In May, at the Minnesota Family Council's annual dinner, Espinosa posed as a fan of Republican presidential candidate Newt Gingrich, and when Gingrich leaned down to sign a copy of his book, Espinosa shook glitter all over the former House Speaker.
Videos of the glitter incident have received nearly a million views on YouTube, and the caper led the New York Times to mention Espinosa in an opinion piece.
"It's a pretty amazing thing for just a bag of glitter and a camera," Espinosa said.
At the Hennepin County government plaza, where he's now part of the OccupyMN rally against Wall Street, Espinosa brushed off questions of whether he might be playing into the hands of his opponents braced for harassment from gay-rights activists.
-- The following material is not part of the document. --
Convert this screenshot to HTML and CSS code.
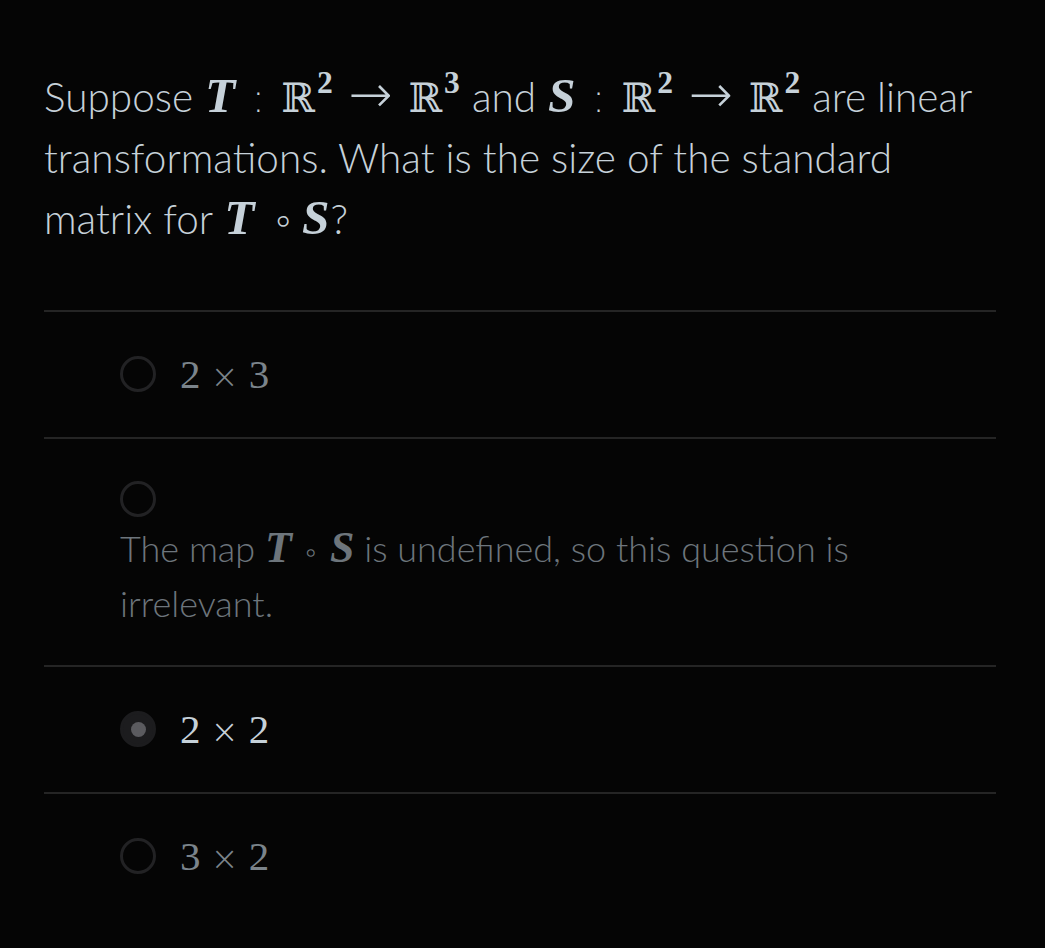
FILE: index.html
```html
<!DOCTYPE html>
<html lang="en">
<head>
<meta charset="utf-8">
<title>Question</title>
<link rel="stylesheet" href="styles.css">
</head>
<body>
<main class="quiz">
  <p class="question">Suppose <span class="m"><i class="v">T</i><span class="op">:</span><span class="bb">ℝ</span><sup class="n">2</sup><span class="op arrow">→</span><span class="bb">ℝ</span><sup class="n">3</sup></span> and <span class="m"><i class="v">S</i><span class="op">:</span><span class="bb">ℝ</span><sup class="n">2</sup><span class="op arrow">→</span><span class="bb">ℝ</span><sup class="n">2</sup></span> are linear transformations. What is the size of the standard matrix for <span class="m"><i class="v">T</i><span class="op comp">∘</span><i class="v">S</i></span>?</p>
  <ul class="options">
    <li class="option">
      <span class="radio"></span>
      <span class="label"><span class="m"><span class="n">2</span><span class="op">×</span><span class="n">3</span></span></span>
    </li>
    <li class="option stacked">
      <span class="radio"></span>
      <span class="label text">The map <span class="m"><i class="v">T</i><span class="op">∘</span><i class="v">S</i></span> is undefined, so this question is irrelevant.</span>
    </li>
    <li class="option selected">
      <span class="radio"></span>
      <span class="label"><span class="m"><span class="n">2</span><span class="op">×</span><span class="n">2</span></span></span>
    </li>
    <li class="option">
      <span class="radio"></span>
      <span class="label"><span class="m"><span class="n">3</span><span class="op">×</span><span class="n">2</span></span></span>
    </li>
  </ul>
</main>
</body>
</html>
```
FILE: styles.css
```css
html, body {
  margin: 0;
  padding: 0;
  background: #050505;
}
body {
  font-family: Lato, "Open Sans", sans-serif;
  font-weight: 300;
  color: #c6d1d9;
}
.quiz {
  width: 952px;
  padding: 66px 0 0 44px;
}
.question {
  margin: 0 0 61px;
  font-size: 40.5px;
  line-height: 61px;
}
.m {
  font-family: "Liberation Serif", "DejaVu Serif", serif;
  white-space: nowrap;
  line-height: 1;
}
.question .m {
  margin: 0 1px;
}
.v {
  font-weight: 700;
  font-style: italic;
  font-size: 1.22em;
}
.bb {
  font-family: "DejaVu Serif", "DejaVu Sans", serif;
  font-size: 1em;
}
sup.n {
  font-weight: 700;
  font-size: 0.78em;
  vertical-align: 0.6em;
  line-height: 0;
  margin-left: 2px;
}
.op {
  font-family: "DejaVu Sans", serif;
  margin: 0 0.4em;
}
.op.arrow {
  font-size: 1.3em;
  margin: 0 0.3em;
}
.op.comp {
  margin: 0 0.15em 0 0.4em;
}
.options {
  list-style: none;
  margin: 0;
  padding: 0;
}
.option {
  border-top: 2px solid #252525;
  display: flex;
  align-items: center;
  gap: 24px;
  padding: 44px 0 45px 76px;
}
.option.stacked {
  flex-direction: column;
  align-items: flex-start;
  gap: 4px;
  padding: 42px 0 34px 76px;
}
.radio {
  flex: none;
  width: 36px;
  height: 36px;
  box-sizing: border-box;
  border: 3px solid #222224;
  border-radius: 50%;
}
.selected .radio {
  background: #1c1c1e;
  border-color: #1c1c1e;
  display: flex;
  align-items: center;
  justify-content: center;
}
.selected .radio::after {
  content: "";
  width: 15px;
  height: 15px;
  border-radius: 50%;
  background: #5b5b5f;
}
.label {
  display: flex;
  align-items: center;
  height: 36px;
  font-size: 41px;
  color: #7b848b;
}
.label .op {
  font-size: 0.82em;
  margin: 0 0.3em;
}
.selected .label {
  color: #c6d1d9;
}
.label.text {
  display: block;
  height: auto;
  font-size: 36px;
  line-height: 55px;
  color: #6d757c;
  width: 790px;
}
.label.text .m .op {
  font-size: 0.8em;
  margin: 0 0.35em;
}
```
"I think it makes them look kind of ridiculous, and especially when you contrast that with what they're actually doing to communities and families, telling loving couples they don't have the right to get married using this really nasty rhetoric that actually does produce violence against queer communities and the bullying that happens in school. To me, those are the real assaults, and the real victims of this issue," Espinosa said.
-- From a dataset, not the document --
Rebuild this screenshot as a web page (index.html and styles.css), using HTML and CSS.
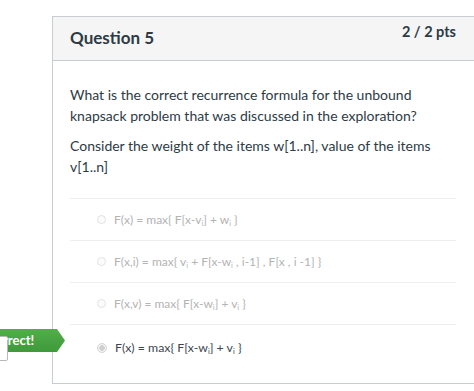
FILE: index.html
```html
<!DOCTYPE html>
<html>
<head>
<meta charset="utf-8">
<link rel="stylesheet" href="styles.css">
</head>
<body>
<div class="card">
  <div class="card-header">
    <h2 class="q-title">Question 5</h2>
    <div class="q-pts">2 / 2 pts</div>
  </div>
  <div class="card-body">
    <p class="q-text">What is the correct recurrence formula for the unbound knapsack problem that was discussed in the exploration?</p>
    <p class="q-text">Consider the weight of the items w[1..n], value of the items v[1..n]</p>
    <div class="answers">
      <div class="answer">
        <span class="radio"></span>
        <span class="ans-text">F(x) = max{ F[x-v<sub>i</sub>] + w<sub>i</sub> }</span>
      </div>
      <div class="answer">
        <span class="radio"></span>
        <span class="ans-text">F(x,i) = max{ v<sub>i</sub> + F[x-w<sub>i</sub> , i-1] , F[x , i -1] }</span>
      </div>
      <div class="answer">
        <span class="radio"></span>
        <span class="ans-text">F(x,v) = max{ F[x-w<sub>i</sub>] + v<sub>i</sub> }</span>
      </div>
      <div class="answer selected">
        <span class="radio checked"></span>
        <span class="ans-text">F(x) = max{ F[x-w<sub>i</sub>] + v<sub>i</sub> }</span>
        <div class="badge"></div>
        <div class="badge-box"></div>
        <div class="badge-label">Correct!</div>
      </div>
    </div>
  </div>
</div>
</body>
</html>
```
FILE: styles.css
```css
html, body {
  margin: 0;
  padding: 0;
  background: #fff;
}
body {
  font-family: Lato, "Liberation Sans", sans-serif;
  color: #2d3b45;
  padding-top: 16px;
  overflow: hidden;
}
.card {
  margin-left: 52px;
  border: 1px solid #c7cdd1;
  border-right: none;
  height: 368px;
  box-sizing: border-box;
}
.card-header {
  display: flex;
  justify-content: space-between;
  align-items: flex-start;
  background: #f5f5f5;
  border-bottom: 1px solid #c7cdd1;
  height: 43px;
  padding: 0 18px 0 17px;
}
.q-title {
  margin: 0;
  font-size: 17px;
  font-weight: 700;
  line-height: 20px;
  padding-top: 11px;
  color: #2d3b45;
}
.q-pts {
  font-size: 14.5px;
  font-weight: 700;
  line-height: 18px;
  padding-top: 6px;
  color: #2d3b45;
}
.card-body {
  padding: 23px 18px 0 17px;
}
.q-text {
  margin: 0 0 9px 0;
  font-size: 14px;
  line-height: 21px;
}
.answers {
  margin-top: 21px;
}
.answer {
  position: relative;
  display: flex;
  align-items: center;
  height: 41px;
  border-top: 1px solid #eeeeee;
  padding-left: 27px;
  font-size: 12px;
  color: #b3b3b3;
}
.answer.selected {
  color: #3b4650;
  font-size: 12.3px;
  padding-top: 2px;
}
.radio {
  width: 9px;
  height: 9px;
  border: 1px solid #e3e3e3;
  border-radius: 50%;
  margin-right: 8px;
  box-sizing: border-box;
  background: #fbfbfb;
}
.radio.checked {
  width: 10px;
  height: 10px;
  border: 1px solid #d4d4d4;
  background: radial-gradient(circle, #cfcfcf 0 2.5px, #f3f3f3 3px);
}
sub {
  font-size: 7.5px;
  vertical-align: -2px;
  line-height: 0;
}
.badge {
  position: absolute;
  left: -97px;
  top: 4px;
  height: 23px;
  width: 92px;
  background: linear-gradient(#52ad4a, #3e9a3a);
  clip-path: polygon(0 0, 84px 0, 92px 50%, 84px 100%, 0 100%);
}
.badge-label {
  position: absolute;
  left: -83px;
  top: 4px;
  color: #fff;
  font-size: 13px;
  font-weight: 700;
  line-height: 22px;
  white-space: nowrap;
}
.badge-box {
  position: absolute;
  left: -80px;
  top: 11px;
  width: 18px;
  height: 25px;
  background: #fff;
  border: 1px solid #b8b8b8;
  border-radius: 2px;
  box-sizing: border-box;
}
```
On Sunday, a crowd of 100 protestors assembled in front of Thrivent Financial in downtown Minneapolis. The group called "Join the Impact" pledged to "Call Out Funders of Anti-Gay Bigotry and Demand "Marriage Equality Now." There was not much media coverage.
"We're here to demand that Thrivent Financial stop its funding of anti-LGBT hate and bigotry," protestors said, referring to donations from Thrivent's Lutheran Community Foundation to the Minnesota Family Council and Focus on the Family, a conservative group based in Colorado.
Chis Anderson, executive director of The Lutheran Community Foundation, said the foundation runs 3,500 donor advised funds in which donors make their own charitable selections. Seven years ago, a donor directed $500 to the Minnesota Family Council.
Last year, a donor gave $5,700 to Focus on the Family. Anderson said the Foundation takes no position on social or public policy issues such as the marriage amendment.
The protestors moved on to Target Corp.'s headquarters to protest the company's widely publicized contribution to a group that supported Republican gubernatorial candidate Tom Emmer, an opponent of same-sex marriage, who lost the race. Target has since revised its policy for political donations.
From the glitterati on one side, to columnist Katherine Kersten's derision of same-sex marriage advocates as "Ayatollahs of Diversity," voters may tire of the issue well before going to the polls.
Surprisingly, that's one point the two official camps seem to agree on.
Carlbom of Minnesotans United for All Families said he wants a debate Minnesota can be proud of.
Chuck Darrell of Minnesota for Marriage, a pro-amendment group backed by The Family Council said he wants to keep the focus on whether marriage should be "redefined." But he's wary of demonstrations like the glitter incident.
"There's always a small minority of people who resort to those types of tactics, and unfortunately they become then a focus of attention and really that's not what this is about," Darrell said.
Both sides say they're busy in the trenches, organizing supporters, recruiting volunteers and raising funds for the long battle ahead.